After 16 days on furlough, staff at the Herbert Hoover Presidential Museum are glad to be back to work and serving the public.
“It is good to be back in the office and be able to open our doors,” said Janlyn Slach, a public affairs specialist for the museum in West Branch.
The conclusion of the partial government shutdown ends an anxious period of uncertainty for federal employees.
Slach was one of about 16 employees at the museum who went back to work on Thursday after lawmakers struck a deal on Wednesday to fund the government until January 15 and raise the debt ceiling until Feb. 7. The shutdown began on Oct. 1.
The end of the shutdown salvaged an event held on the day of Hoover’s death. At noon Sunday, the museum will hold a scaled-back grave site ceremony honoring Hoover. It is slated to feature a bagpipe and drum procession, and Allan Hoover III, the late president’s great-grandson.
Some in the area, such as staff who administer the Special Supplemental Nutrition Program for Women, Infants and Children, or WIC, never were out of work, but 13 staff members in Linn County and 15 in Johnson County were under threat of being furloughed if the shutdown continued.
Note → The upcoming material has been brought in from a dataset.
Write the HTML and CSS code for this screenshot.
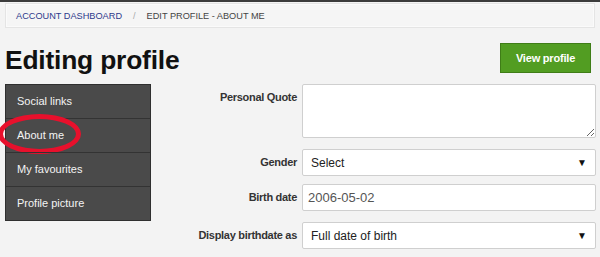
FILE: index.html
```html
<!DOCTYPE html>
<html>
<head>
<meta charset="utf-8">
<link rel="stylesheet" href="styles.css">
</head>
<body>
<div class="topline"></div>
<nav class="crumbs">
  <a class="crumb-link" href="#">Account Dashboard</a>
  <span class="crumb-sep">/</span>
  <span class="crumb-current">Edit profile - About me</span>
</nav>
<main class="page">
  <header class="page-head">
    <h1 class="title">Editing profile</h1>
    <a class="btn-view" href="#">View profile</a>
  </header>
  <div class="content">
    <aside class="side">
      <ul class="side-menu">
        <li class="side-item">Social links</li>
        <li class="side-item side-item--active">About me<span class="mark"></span></li>
        <li class="side-item">My favourites</li>
        <li class="side-item">Profile picture</li>
      </ul>
    </aside>
    <form class="form">
      <div class="row row--quote">
        <label class="lbl">Personal Quote</label>
        <textarea class="field area"></textarea>
      </div>
      <div class="row row--gender">
        <label class="lbl">Gender</label>
        <div class="field select"><span>Select</span><span class="caret">&#9660;</span></div>
      </div>
      <div class="row row--birth">
        <label class="lbl">Birth date</label>
        <div class="field input">2006-05-02</div>
      </div>
      <div class="row row--display">
        <label class="lbl">Display birthdate as</label>
        <div class="field select"><span>Full date of birth</span><span class="caret">&#9660;</span></div>
      </div>
    </form>
  </div>
</main>
</body>
</html>
```

FILE: styles.css
```css
* { box-sizing: border-box; }
html, body { margin: 0; padding: 0; }
body {
  background: #f3f3f3;
  font-family: "Liberation Sans", Arial, sans-serif;
  color: #222;
  width: 600px;
  height: 257px;
  overflow: hidden;
}
.topline { height: 2px; background: #3b3b3b; }
.crumbs {
  margin: 1px 5px 0 5px;
  height: 25px;
  border: 1px solid #e4e4e4;
  box-shadow: inset 0 0 0 1px #fafafa;
  background: #f5f5f5;
  display: flex;
  align-items: center;
  padding-left: 10px;
  font-size: 9.2px;
  text-transform: uppercase;
}
.crumb-link { color: #2d3a8c; text-decoration: none; }
.crumb-sep { color: #aaa; margin: 0 11px 0 11px; }
.crumb-current { color: #444; }
.page { padding: 0 4px 0 5px; }
.page-head {
  display: flex;
  justify-content: space-between;
  align-items: flex-start;
  margin-top: 15px;
  height: 41px;
}
.title {
  margin: 2px 0 0 0;
  font-size: 26.4px;
  line-height: 30px;
  font-weight: bold;
  color: #111;
  letter-spacing: -0.2px;
}
.btn-view {
  margin-right: 5px;
  width: 91px;
  height: 30px;
  background: #529d22;
  border: 1px solid #3f7d17;
  color: #fff;
  font-weight: bold;
  font-size: 11px;
  letter-spacing: -0.2px;
  text-decoration: none;
  display: flex;
  align-items: center;
  justify-content: center;
}
.content {
  display: grid;
  grid-template-columns: 146px 1fr;
}
.side { position: relative; }
.side-menu {
  list-style: none;
  margin: 0;
  padding: 0;
  background: #4a4a4a;
  border: 1px solid #2f2f2f;
}
.side-item {
  position: relative;
  height: 34px;
  line-height: 33px;
  padding-left: 11px;
  font-size: 11px;
  color: #f4f4f4;
  border-top: 1px solid #333;
}
.side-item:first-child { border-top: none; height: 33px; }
.mark {
  position: absolute;
  left: -8px;
  top: -5px;
  width: 83px;
  height: 40px;
  border: 5px solid #e8102c;
  border-radius: 50%;
}
.form { display: flex; flex-direction: column; }
.row {
  display: grid;
  grid-template-columns: 1fr 294px;
  column-gap: 5px;
  align-items: start;
}
.row--gender { margin-top: 11px; }
.row--birth { margin-top: 8px; }
.row--display { margin-top: 11px; }
.lbl {
  text-align: right;
  font-size: 11px;
  letter-spacing: -0.3px;
  font-weight: bold;
  color: #333;
  line-height: 27px;
}
.field {
  background: #fff;
  border: 1px solid #cfcfcf;
  border-radius: 2px;
  font-family: "Liberation Sans", Arial, sans-serif;
}
.area { height: 54px; resize: vertical; display: block; width: 100%; margin: 0; }
.select, .input {
  height: 27px;
  display: flex;
  align-items: center;
  justify-content: space-between;
}
.select { color: #222; font-size: 12px; padding: 0 8px 0 8px; }
.input { color: #555; font-size: 13px; padding: 0 5px; }
.caret { font-size: 10px; color: #111; }
```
“Everyone is relieved it’s not imminent right now, but we are cautious about the future,” said Kim Ott, coordinator of WIC in Linn County. “We are not at risk of losing jobs at the end of the month, but it still could happen down the road.”
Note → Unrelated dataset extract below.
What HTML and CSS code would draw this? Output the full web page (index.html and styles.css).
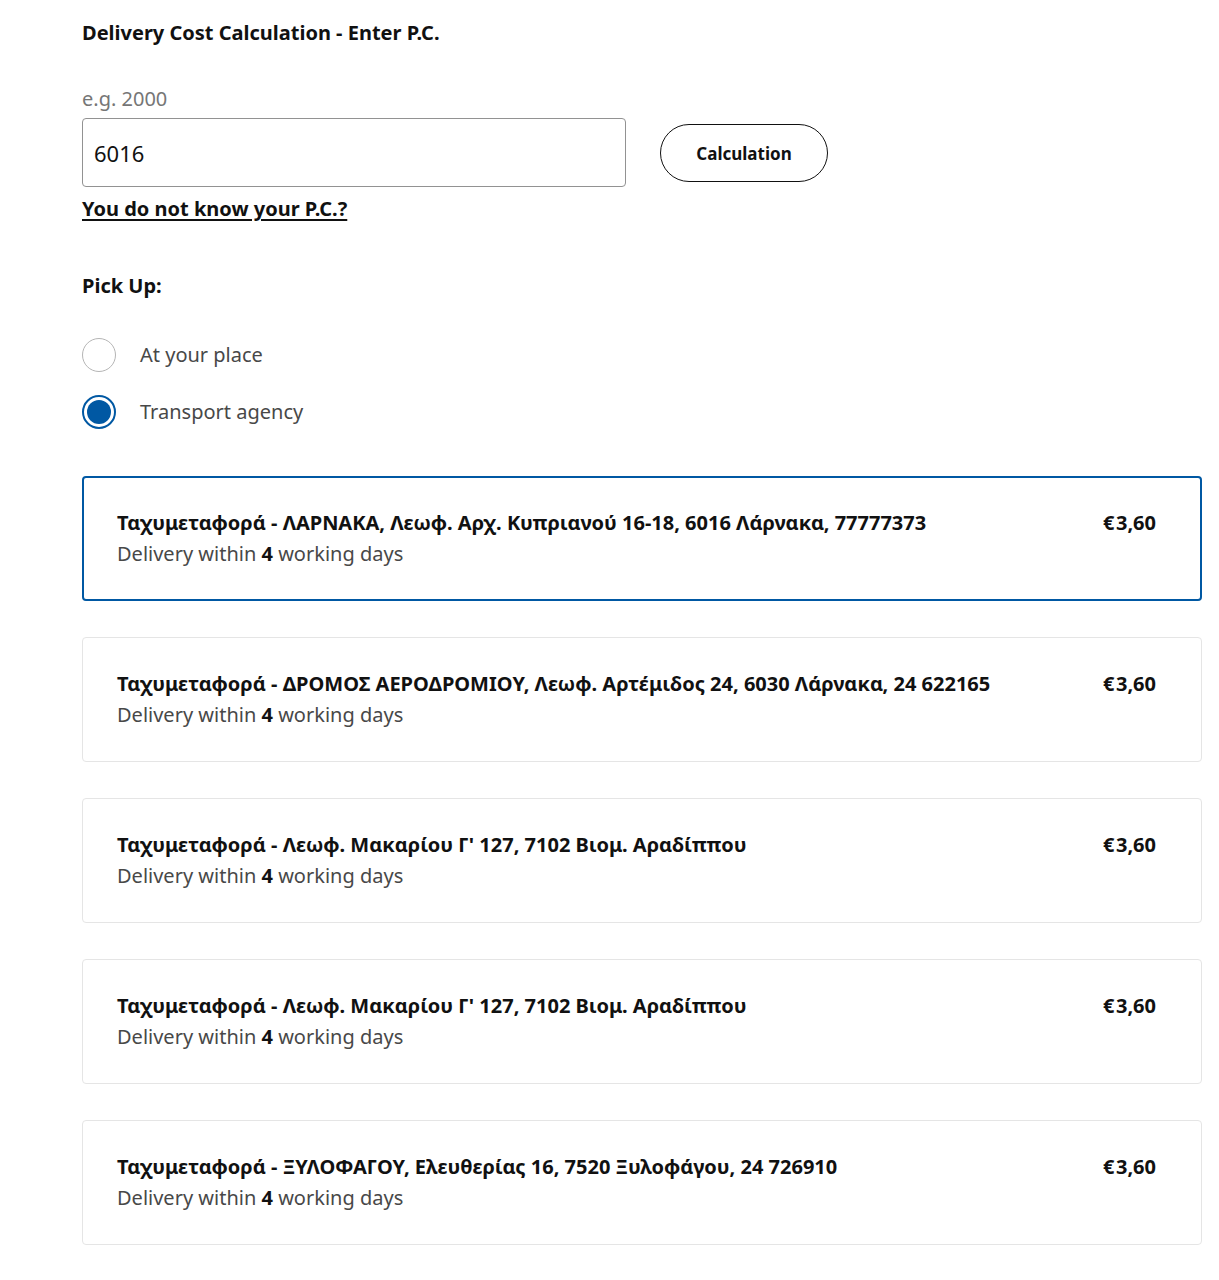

Staff are now keeping an eye on Jan. 15.
Back in West Branch, employees are also back to work at the Herbert Hoover National Historic Site, which shares grounds with the museum. The historic site is part of the National Park Service, while the museum is a unit of the National Archives.
“In the first hour of us being open, we had a very high number of visitors coming through the door,” said Pete Swisher, superintendent for the historic site. “That is good for staff to see that people missed them and they wanted them open.”
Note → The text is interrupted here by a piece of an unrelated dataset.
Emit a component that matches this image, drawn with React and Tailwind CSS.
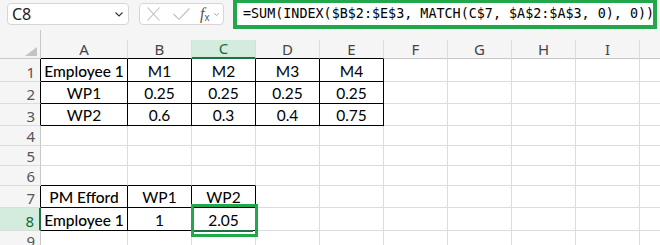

Swisher said the 11 furloughed staff members were upbeat getting back to work, and have spent much of the time getting caught up.
“There’s 16 days of not mowing the grass,” he said.
The closure of the Hoover Museum forced the cancellation of 26 tours and approximately 650 visitors, many of whom were students on school field trips. Staff are still looking at whether rescheduling is possible.
Tom Schwartz, director of the museum, said the 16 days being closed meant they couldn’t book tours or make money at the museum shop, either. They typically serve 2,500 people during the first half of October, he said.